Combining Shepard's observations with the numbers of Chinese and Vietnamese
who seemed to have a sense of absolute pitch in their ordinary speaking
voice, I wonder (purely as speculation of course) if a strong sense of
absolute pitch, in an unanalysed form, may be present in more people than
one realises, and that it may get trained out of us because of the strong
emphasis on interval relationships in our "Western" (anyone know a better
term) music?

Nowadays, I do at least always know which way is up of any two notes that I
can distinguish in pitch, no matter how close, so one can learn that with
time. And hopefully, now that my attention has been drawn to it should be
able to gradually develop a better sense of relative pitch for intervals
heard in isolation, since there is strong evidence that the interval sense
is there somewhere, and quite finely tuned too probably.

Robert

🔗Joseph Pehrson <pehrson@pubmedia.com>

12/20/2000 6:19:22 AM

--- In tuning@egroups.com, "Robert Walker" <robert_walker@r...> wrote:

http://www.egroups.com/message/tuning/16758

> I've added a Random chord quiz button to FTS
>
> This is about the new release that unfortunately I've had to
withdraw because of the bug - if curious to see it anyway (Joseph's
crash reports are the only ones I've ever had since release of
Fractal
Melody in 1999, so you may find it works fine, as it does here)

I'm really VERY sorry about this, and I'm willing to concede that
maybe my computer system is a little strange... but, regardless, the
bug prevents me from using the Smithy and I am under the assumption
that, if it happens to me (there is nothing very outre about my
setup) it could well happen to others!

I will send a "bug" report this evening, and hopefully we can
exterminate the bug...

_________ ______ ___ __
Joseph Pehrson

🔗Joseph Pehrson <pehrson@pubmedia.com>

12/20/2000 7:05:09 AM

--- In tuning@egroups.com, "Robert Walker" <robert_walker@r...> wrote:

http://www.egroups.com/message/tuning/16758

>
> I tried 5/4 and 6/5 to start with, thinking that would be easy and
I'd go to something trickier.
>
> However, was astonished to find that I couldn't do it, not for an
isolated interval completely out of context. I could recognise them
easily at, say, concert pitch A, but transpose up say 20 cents, and I
could no longer distinguish them at all.
>

Well, this really shouldn't be all that difficult, so my guess is
that you're correct, and you have some sense of "absolute" pitch as
you quoted in the interesting articles. It's particularly
interesting in a Setherian sense since, apparently, you are fixating
on harmonics to the detriment of intervallic assessment. It would be
interesting to know how you perceive a music where the
intervallic construction IS parallel to the timbral fabric... some of
the stuff Setheres is working with...

By the way, there are computer programs out there that can improve
relative pitch recognition. I even had one years ago with a
Commodore 64, back when the IBM computers cost $3,000... Sometimes,
for me, I had trouble distinguishing intervals accurately without
transposing octaves... to determine accurately, for instance, that
what I was hearing was a major sixth, and not a minor one,
(totally out of any context) sometimes I had to sing them and
determine the MINOR THIRD relationship BELOW... and then correctly
determine the interval as a MAJOR sixth!

The program not only gave random intervals, but it assessed the
"progress" or grade of the listener. It really was fun, and improved
"ear training" greatly.

The "pre-eminent" computer ear-training system I have encountered was
MAINFRAME-based at the University of Delaware. I was there as a
guest composer, but spent most of my time in this theory lab, which I
loved.

It was essentially 4-part dictation... the "traditional" sort.
However, it was done with "touch screens" and this was 'WAY before
they became popular (well, in banking, anyway).
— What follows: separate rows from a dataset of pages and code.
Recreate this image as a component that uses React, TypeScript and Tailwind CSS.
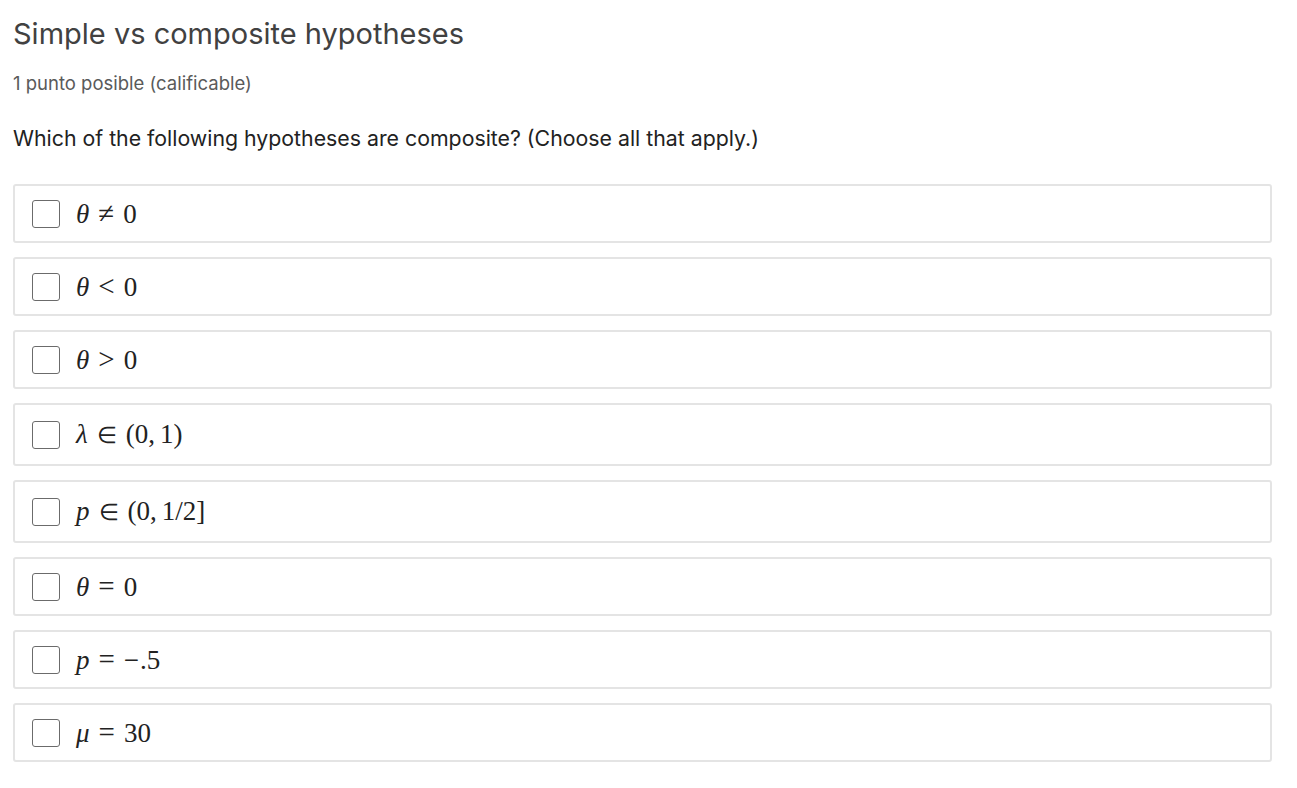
const Rel = ({ children, small }: { children: React.ReactNode; small?: boolean }) => (
  <span className={`mx-[9px] ${small ? "text-[23px]" : "text-[29px]"}`}>{children}</span>
);

const options: { id: number; math: React.ReactNode; tall?: boolean }[] = [
  { id: 1, math: (<><i>θ</i><Rel>≠</Rel>0</>) },
  { id: 2, math: (<><i>θ</i><Rel>&lt;</Rel>0</>) },
  { id: 3, math: (<><i>θ</i><Rel>&gt;</Rel>0</>) },
  {
    id: 4,
    tall: true,
    math: (<><i>λ</i><Rel small>∈</Rel>(0,<span className="ml-[5px]">1)</span></>),
  },
  {
    id: 5,
    tall: true,
    math: (<><i>p</i><Rel small>∈</Rel>(0,<span className="ml-[5px]">1/2]</span></>),
  },
  { id: 6, math: (<><i>θ</i><Rel>=</Rel>0</>) },
  { id: 7, math: (<><i>p</i><Rel>=</Rel><span className="mr-[1px]">−</span>.5</>) },
  { id: 8, math: (<><i>μ</i><Rel>=</Rel>30</>) },
];

export default function App() {
  return (
    <div className="min-h-screen bg-white px-[13px] pt-[15px] font-['Inter','Noto_Sans',sans-serif]">
      <h2 className="text-[29px] leading-[37px] text-[#414141]">Simple vs composite hypotheses</h2>
      <div className="mt-[19px] text-[18.5px] leading-[24px] text-[#5a5a5a]">1 punto posible (calificable)</div>
      <p className="mt-[29px] text-[21.3px] leading-[28px] text-[#222]">
        Which of the following hypotheses are composite? (Choose all that apply.)
      </p>
      <div className="mt-[32px] flex w-[1259px] flex-col gap-[14px]">
        {options.map((o) => (
          <label
            key={o.id}
            className={`flex items-center rounded-[3px] border-2 border-[#e4e4e4] pl-[17px] ${
              o.tall ? "h-[63px]" : "h-[59px]"
            }`}
          >
            <span className="h-[28px] w-[28px] shrink-0 rounded-[3px] border-[1.5px] border-[#6b6b6b] bg-white" />
            <span className="ml-[16px] font-['Liberation_Serif',serif] text-[27px] leading-none text-[#222]">{o.math}</span>
          </label>
        ))}
      </div>
    </div>
  );
}
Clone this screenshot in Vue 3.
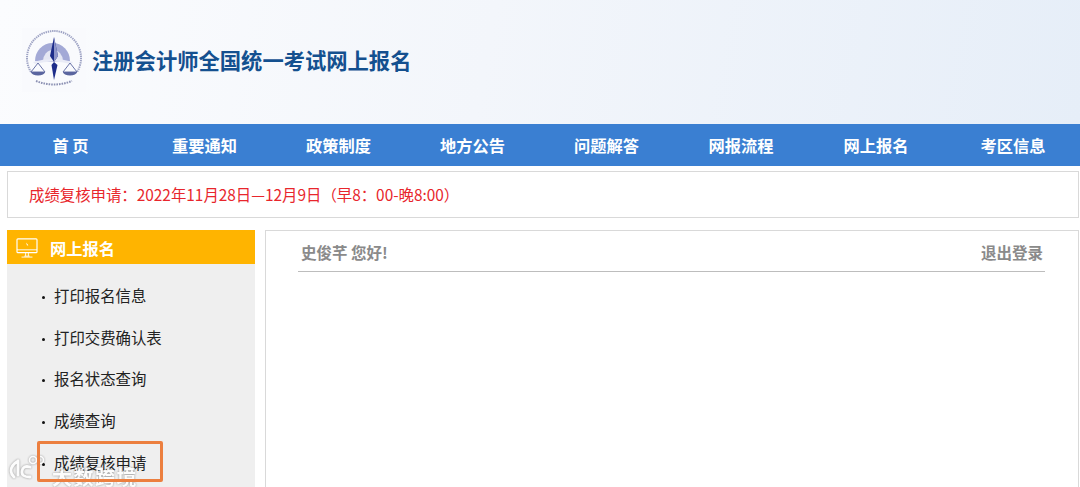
<script setup>
const navItems = ['首 页', '重要通知', '政策制度', '地方公告', '问题解答', '网报流程', '网上报名', '考区信息']
const menuItems = ['打印报名信息', '打印交费确认表', '报名状态查询', '成绩查询', '成绩复核申请']
</script>

<template>
  <div class="page">
    <header class="banner">
      <svg class="logo" viewBox="0 0 64 64" aria-hidden="true">
        <rect width="64" height="64" fill="#f9fafd" />
        <path d="M9 44A26 26 0 0 1 5 30A27 27 0 0 1 59 30A26 26 0 0 1 55 44" fill="none" stroke="#9ea3c4" stroke-width="2" stroke-dasharray="1.400 .8" />
        <path d="M13 33a17.500 18 0 0 1 35 0l-6 1H19z" fill="#a3a9d6" />
        <path d="M21 33a10 11 0 0 1 20 0z" fill="#e4e6f3" />
        <path d="M11 34q20-6 40 0l-2 2q-18-5-36 0z" fill="#e9ebf6" />
        <path d="M32 9l4 19-4 6-4-6z" fill="#1d2c8a" />
        <path d="M32 9l4 19-4 6z" fill="#8d94c8" />
        <path d="M32 34l3.500 3-3.500 15-2.500-15z" fill="#1d2c8a" />
        <path d="M16 35l-7 9h14zM48 35l-7 9h14z" fill="none" stroke="#5a659f" stroke-width="0.900" />
        <path d="M9 44a7 3.500 0 0 0 14 0zM41 44a7 3.500 0 0 0 14 0z" fill="#5a659f" />
        <path d="M14 53q18 7 36 0" fill="none" stroke="#8d92b4" stroke-width="2" stroke-dasharray="1.600 1" />
      </svg>
      <h1 class="site-title">注册会计师全国统一考试网上报名</h1>
    </header>

    <nav class="nav">
      <a v-for="item in navItems" :key="item" class="nav-item">{{ item }}</a>
    </nav>

    <div class="notice">成绩复核申请：2022年11月28日—12月9日（早8：00-晚8:00）</div>

    <div class="content">
      <aside class="sidebar">
        <div class="side-head">
          <svg class="monitor" viewBox="0 0 24 22" aria-hidden="true">
            <rect x="1" y="1" width="22" height="15" rx="1" fill="none" stroke="#fff" stroke-width="1.300" />
            <path d="M1 13h22M9 20h6M10.500 16v4M13.500 16v4M6 21h12" fill="none" stroke="#fff" stroke-width="1" />
            <path d="M11 5l2.500 3-1.500.3.500 1.700z" fill="#fff" />
          </svg>
          <span>网上报名</span>
        </div>
        <ul class="menu">
          <li v-for="item in menuItems" :key="item" class="menu-item">{{ item }}</li>
        </ul>
      </aside>

      <main class="main">
        <div class="user-bar">
          <span>史俊芊 您好!</span>
          <span>退出登录</span>
        </div>
      </main>
    </div>

    <div class="watermark">
      <svg class="wm-icon" viewBox="0 0 40 28" aria-hidden="true">
        <path d="M9 9Q2 13 2 19q0 3 3 6M9 9v14" fill="none" stroke="#fff" stroke-width="2.800" stroke-linecap="round" />
        <path d="M21 15q-7-2-8 4t8 6" fill="none" stroke="#fff" stroke-width="2.800" stroke-linecap="round" />
        <circle cx="24" cy="8" r="3.500" fill="none" stroke="#fff" stroke-width="1.600" />
        <circle cx="31" cy="8" r="3.500" fill="none" stroke="#fff" stroke-width="1.600" />
      </svg>
      <span class="wm-text">大数跨境</span>
    </div>

    <div class="highlight"></div>
  </div>
</template>

<style scoped>
.page {
  position: relative;
  width: 1080px;
  height: 487px;
  overflow: hidden;
  background: #fff;
  font-family: "Noto Sans CJK SC", "Liberation Sans", sans-serif;
}

.banner {
  height: 124px;
  box-sizing: border-box;
  padding: 28px 0 0 22px;
  display: flex;
  align-items: flex-start;
  gap: 6px;
  background: linear-gradient(100deg, #fbfcfe 0%, #f3f6fb 45%, #e6eef8 100%);
}

.logo {
  width: 64px;
  height: 64px;
  flex: none;
  filter: blur(0.4px);
}

.site-title {
  margin: 0;
  font-size: 21.300px;
  line-height: 64px;
  font-weight: 700;
  color: #14508f;
  white-space: nowrap;
}

.nav {
  height: 42px;
  box-sizing: border-box;
  padding-left: 3.500px;
  display: grid;
  grid-template-columns: repeat(5, 134px) 135px 135px 139px;
  align-items: center;
  background: #3a7fd2;
}

.nav-item {
  text-align: center;
  font-size: 16.250px;
  font-weight: 700;
  line-height: 42px;
  color: #fff;
  white-space: pre;
}

.notice {
  margin: 5px 1px 0 7px;
  height: 47px;
  box-sizing: border-box;
  padding-left: 21px;
  border: 1px solid #d9d9d9;
  font-size: 15.400px;
  line-height: 45px;
  color: #e8262c;
  white-space: nowrap;
}

.content {
  margin: 12px 1px 0 7px;
  display: flex;
  gap: 10px;
  height: 300px;
}

.sidebar {
  width: 248px;
  flex: none;
  background: #efefef;
}

.side-head {
  height: 34px;
  box-sizing: border-box;
  padding: 2px 0 0 9px;
  display: flex;
  align-items: center;
  gap: 12px;
  background: #ffb400;
  font-size: 16.250px;
  font-weight: 700;
  color: #fff;
}

.monitor {
  width: 22px;
  height: 20px;
  flex: none;
}

.menu {
  list-style: none;
  margin: 0;
  padding: 11px 0 0 33px;
}

.menu-item {
  position: relative;
  padding-left: 14px;
  height: 41.700px;
  font-size: 15.400px;
  line-height: 41.700px;
  color: #222;
  white-space: nowrap;
}

.menu-item::before {
  content: "";
  position: absolute;
  left: 2px;
  top: 21px;
  width: 3px;
  height: 3px;
  border-radius: 50%;
  background: #111;
}

.main {
  flex: 1;
  box-sizing: border-box;
  padding: 0 33px 0 32px;
  border: 1px solid #d9d9d9;
}

.user-bar {
  height: 41px;
  box-sizing: border-box;
  padding: 2px 2px 0 3px;
  display: flex;
  justify-content: space-between;
  align-items: center;
  border-bottom: 1px solid #bdbdbd;
  font-size: 15.500px;
  font-weight: 700;
  color: #8a8a8a;
}

.highlight {
  position: absolute;
  left: 37px;
  top: 441px;
  width: 126px;
  height: 41px;
  box-sizing: border-box;
  border: 3px solid #ec7f3f;
  border-radius: 2px;
}

.watermark {
  position: absolute;
  left: 9px;
  top: 452px;
  display: flex;
  align-items: flex-start;
  opacity: 0.85;
  filter: drop-shadow(0 0 1px rgba(0, 0, 0, 0.45));
}

.wm-icon {
  width: 40px;
  height: 28px;
  flex: none;
}

.wm-text {
  margin: 15px 0 0 3px;
  font-size: 20px;
  letter-spacing: 1.500px;
  line-height: 20px;
  font-weight: 700;
  color: #fff;
  white-space: nowrap;
}
</style>
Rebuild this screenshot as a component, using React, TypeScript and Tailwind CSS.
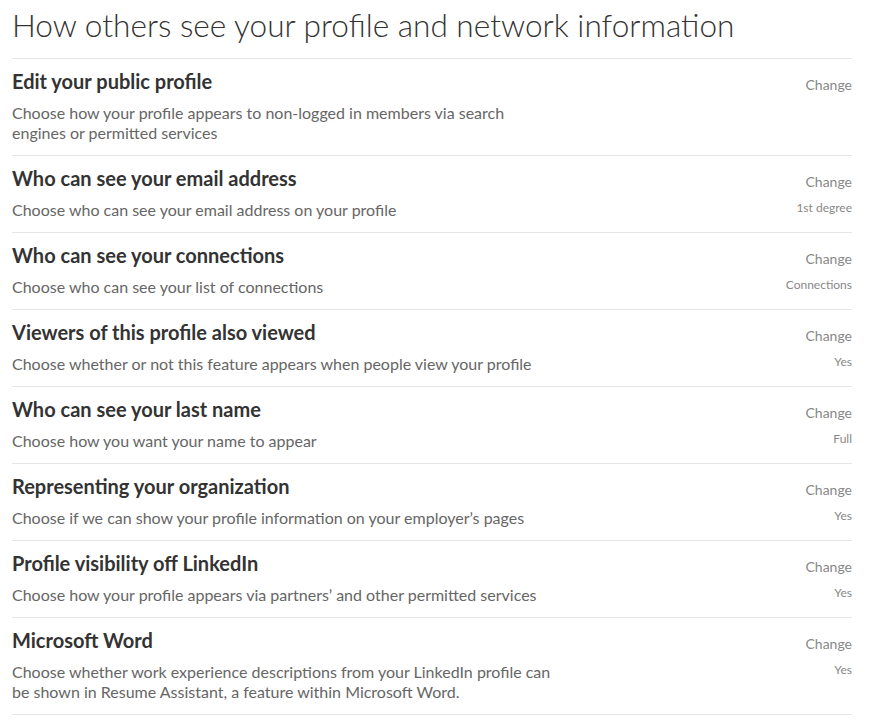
import React from 'react';

interface Setting {
  title: string;
  description: React.ReactNode;
  value?: string;
}

const settings: Setting[] = [
  {
    title: 'Edit your public profile',
    description: (
      <>
        Choose how your profile appears to non-logged in members via search
        <br />
        engines or permitted services
      </>
    ),
  },
  {
    title: 'Who can see your email address',
    description: 'Choose who can see your email address on your profile',
    value: '1st degree',
  },
  {
    title: 'Who can see your connections',
    description: 'Choose who can see your list of connections',
    value: 'Connections',
  },
  {
    title: 'Viewers of this profile also viewed',
    description: 'Choose whether or not this feature appears when people view your profile',
    value: 'Yes',
  },
  {
    title: 'Who can see your last name',
    description: 'Choose how you want your name to appear',
    value: 'Full',
  },
  {
    title: 'Representing your organization',
    description: 'Choose if we can show your profile information on your employer\u2019s pages',
    value: 'Yes',
  },
  {
    title: 'Profile visibility off LinkedIn',
    description: 'Choose how your profile appears via partners\u2019 and other permitted services',
    value: 'Yes',
  },
  {
    title: 'Microsoft Word',
    description: (
      <>
        Choose whether work experience descriptions from your LinkedIn profile can
        <br />
        be shown in Resume Assistant, a feature within Microsoft Word.
      </>
    ),
    value: 'Yes',
  },
];

const SettingRow: React.FC<{ setting: Setting }> = ({ setting }) => (
  <div className="flex justify-between border-b border-[#e6e6e6] pt-[10px] pb-[12px]">
    <div>
      <h3 className="text-[20px] leading-[24px] font-bold text-[#333333]">{setting.title}</h3>
      <p className="mt-[10px] text-[16px] leading-[20px] text-[#666666]">{setting.description}</p>
    </div>
    <div className="flex flex-col items-end pt-[7px]">
      <button className="text-[14px] leading-[18px] text-[#888888]">Change</button>
      {setting.value && (
        <span className="mt-[10px] text-[12px] leading-[14px] text-[#888888]">{setting.value}</span>
      )}
    </div>
  </div>
);

export default function App() {
  return (
    <div className="min-h-screen bg-white pl-[12px] pr-[18px]" style={{ fontFamily: 'Lato, "Open Sans", sans-serif' }}>
      <h1 className="pt-[5px] pb-[13px] text-[31.6px] leading-[40px] font-light text-[#333333] border-b border-[#e6e6e6]">
        How others see your profile and network information
      </h1>
      {settings.map((s, i) => (
        <SettingRow key={i} setting={s} />
      ))}
    </div>
  );
}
One humorous incident happened one day when the computers became
overheated. All the pitches were off, except the phrases landed
correctly on major chords. We concluded that the equipment was in a
kind of "Hindemithian" mode....

> There is some evidence that absolute pitch can be learnt, and is a
> disposition we all have to some extent. It is rare for many
language users, but may be common for language users who rely on
pitch
to convey meaning (e.g., Chinese or Vietmanese).
> See Speaking in Tones (Scientific American 1999)
> http://www.sciam.com/exhibit/1999/110199pitch/
>
> They measured the pitch used for a word on subsequent days, and
found the pitch accurate to within a few cents, close enough to
suggest absolute pitch.
>
> I wonder if this is related to earlier remarks on the TL about
Chinese music, and their tendency not to use intervals language to
describe it?
>

> Combining Shepard's observations with the numbers of Chinese and
Vietnamese who seemed to have a sense of absolute pitch in their
ordinary speaking voice, I wonder (purely as speculation of course)
if a strong sense of absolute pitch, in an unanalysed form, may be
present in more people than one realises, and that it may get trained
out of us because of the strong emphasis on interval relationships in
our "Western" (anyone know a better term) music?
>

Well, I remember having the good fortune to take several anthropology
classes when I was in college... I remember that cultural and
physical anthropology were VERY closely intertwined. In other words,
it is rather difficult in some cases to determine what part of
evolution is cultural and which part is physiological...

So, in other words, it could be possible that people of the Chinese
or Vietnamese races have actually a greater PHYSICAL capacity to
recognize such pitches... perhaps a physical alteration or
enhancement that went, ear in ear, so to speak, with the cultural
communication of their pitched language.